The opinion of the court was delivered by: Rose, J.
Published by New York State Law Reporting Bureau pursuant to Judiciary Law § 431.
This opinion is uncorrected and subject to revision before publication in the Official Reports.
Calendar Date: November 13, 2008
Before: Mercure, J.P., Carpinello, Rose, Kane and Malone Jr., JJ.
Appeal from an order of the Supreme Court (Work, J.), entered April 2, 2007 in Ulster County, which granted defendants' motion for summary judgment dismissing the complaint.
Plaintiff and defendant Julianna R. Sutera (hereinafter defendant) are sisters who received a parcel of real property from their mother as tenants in common. After defendant refused plaintiff's proposal that they sell the property outside the family, plaintiff agreed to sell her share of the property to defendant for one half of its assessed value. After conveying her interest, however, plaintiff commenced this action asserting claims of fraud, undue influence and breach of fiduciary duty based upon her allegation that defendant had misrepresented the market value of the subject property. Supreme Court granted defendants' motion for summary judgment dismissing the complaint, prompting this appeal.
In order to state a fraud cause of action, "a plaintiff must allege misrepresentation or concealment of a material fact, falsity, scienter by the wrongdoer, justifiable reliance on the deception, and resulting injury" (Zanett Lombardier, Ltd. v Maslow, 29 AD3d 495, 495 ; see Ross v Louise Wise Servs., Inc., 8 NY3d 478, 488 ). We agree with Supreme Court that there are no facts in the record before us demonstrating that defendant misrepresented the value of the land in question, as she indicated its assessed value only and plaintiff does not dispute the accuracy of that representation. In addition, the element of justifiable reliance is lacking here because the record shows that plaintiff did not rely on defendant's indication of the property's assessed value as a representation of its market value. Plaintiff testified that she believed the market value of the property was much higher than its assessed value, yet she agreed to the transfer at the lower amount in order to "get out of" the stalemate with her sister. Accordingly, Supreme Court properly dismissed the fraud cause of action.

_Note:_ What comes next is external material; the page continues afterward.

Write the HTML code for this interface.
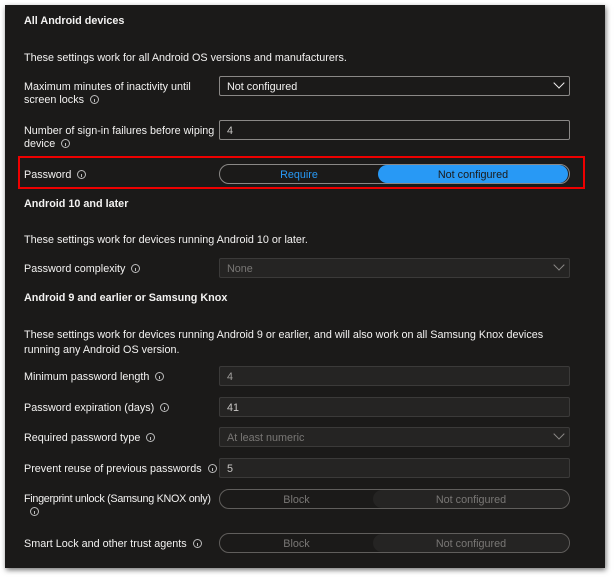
<!DOCTYPE html>
<html><head><meta charset="utf-8"><style>
*{margin:0;padding:0;box-sizing:border-box}
body{width:614px;height:577px;background:#fff;position:relative;overflow:hidden;font-family:"Liberation Sans",sans-serif;font-size:10.8px;color:#f3f2f1}
#p{position:absolute;left:5px;top:5px;width:600px;height:563px;background:#1b1a19;box-shadow:1px 2px 5px rgba(0,0,0,.55)}
.t{position:absolute;left:24px;white-space:nowrap;line-height:13px;margin-top:1px}
.b{font-weight:bold}
.i{display:inline-block;width:9px;height:9px;border:1px solid #bbb;border-radius:50%;vertical-align:-1px;margin-left:6px;position:relative}
.i:after{content:"";position:absolute;left:3px;top:3px;width:1px;height:3px;background:#bbb}
.f{position:absolute;left:219px;width:351px;height:20px;background:#252423;border:1px solid #3b3a39;border-radius:2px;padding-left:7px;line-height:20px;color:#a19f9d}
.f.act{background:#1b1a19;border-color:#8a8886;color:#f3f2f1}
.f.dis{color:#797775}
.chev{position:absolute;right:6px;width:8px;height:8px;border-right:1px solid #bbb;border-bottom:1px solid #bbb;transform:rotate(45deg);top:2px}
.tg{position:absolute;left:219px;width:351px;height:20px;border:1px solid #8a8886;border-radius:10px;overflow:hidden}
.tg span{position:absolute;top:0;height:18px;line-height:20px;text-align:center}
.tg.dis{border-color:#605e5c}
</style></head><body>
<div style="position:absolute;left:18px;top:156px;width:567px;height:33px;border:2px solid #e00;z-index:2"></div>
<div id="p"></div>
<div class="t b" style="top:14px">All Android devices</div>
<div class="t" style="top:51px">These settings work for all Android OS versions and manufacturers.</div>
<div class="t" style="top:80px">Maximum minutes of inactivity until<br>screen locks<span class="i"></span></div>
<div class="f act" style="top:76px">Not configured<div class="chev" style="border-color:#f3f2f1"></div></div>
<div class="t" style="top:124px">Number of sign-in failures before wiping<br>device<span class="i"></span></div>
<div class="f act" style="top:120px;color:#c8c6c4">4</div>
<div class="t" style="top:168px">Password<span class="i"></span></div>
<div class="tg" style="top:164px"><span style="left:0;width:158px;color:#2899f5">Require</span><span style="left:158px;width:190px;background:#2899f5;border-radius:9px;color:#1b1a19">Not configured</span></div>
<div class="t b" style="top:197px">Android 10 and later</div>
<div class="t" style="top:233px">These settings work for devices running Android 10 or later.</div>
<div class="t" style="top:262px">Password complexity<span class="i"></span></div>
<div class="f dis" style="top:258px">None<div class="chev" style="border-color:#8a8886"></div></div>
<div class="t b" style="top:291px">Android 9 and earlier or Samsung Knox</div>
<div class="t" style="top:327px;line-height:15px">These settings work for devices running Android 9 or earlier, and will also work on all Samsung Knox devices<br>running any Android OS version.</div>
<div class="t" style="top:370px">Minimum password length<span class="i"></span></div>
<div class="f" style="top:366px">4</div>
<div class="t" style="top:401px">Password expiration (days)<span class="i"></span></div>
<div class="f" style="top:397px;color:#c8c6c4">41</div>
<div class="t" style="top:431px">Required password type<span class="i"></span></div>
<div class="f dis" style="top:427px">At least numeric<div class="chev" style="border-color:#8a8886"></div></div>
<div class="t" style="top:462px">Prevent reuse of previous passwords<span class="i"></span></div>
<div class="f" style="top:458px;color:#c8c6c4">5</div>
<div class="t" style="top:492px;letter-spacing:-0.3px">Fingerprint unlock (Samsung KNOX only)<br><span class="i" style="margin-left:6px"></span></div>
<div class="tg dis" style="top:489px"><span style="left:0;width:153px;color:#797775">Block</span><span style="left:153px;width:196px;background:#252423;border-radius:9px;color:#797775">Not configured</span></div>
<div class="t" style="top:537px">Smart Lock and other trust agents<span class="i"></span></div>
<div class="tg dis" style="top:533px"><span style="left:0;width:153px;color:#797775">Block</span><span style="left:153px;width:196px;background:#252423;border-radius:9px;color:#797775">Not configured</span></div>
</body></html>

As for plaintiff's contention that the deed should be set aside on the ground of undue influence, there is simply no evidence that plaintiff was "deprived of a meaningful choice respecting [her] decision to enter [into the] agreement" (Goldberg v Moskowitz, 262 AD2d 56, 57 ; see Matter of Chiurazzi, 296 AD2d 406, 407 ). Finally, plaintiff's reliance on Birnbaum v Birnbaum (73 NY2d 461 ) to support her claim for breach of fiduciary duty is unavailing in the absence of any evidence of a partnership agreement between the parties here.
Mercure, J.P., Carpinello, Kane and Malone Jr., JJ., concur.
ORDERED that the order is affirmed, with costs.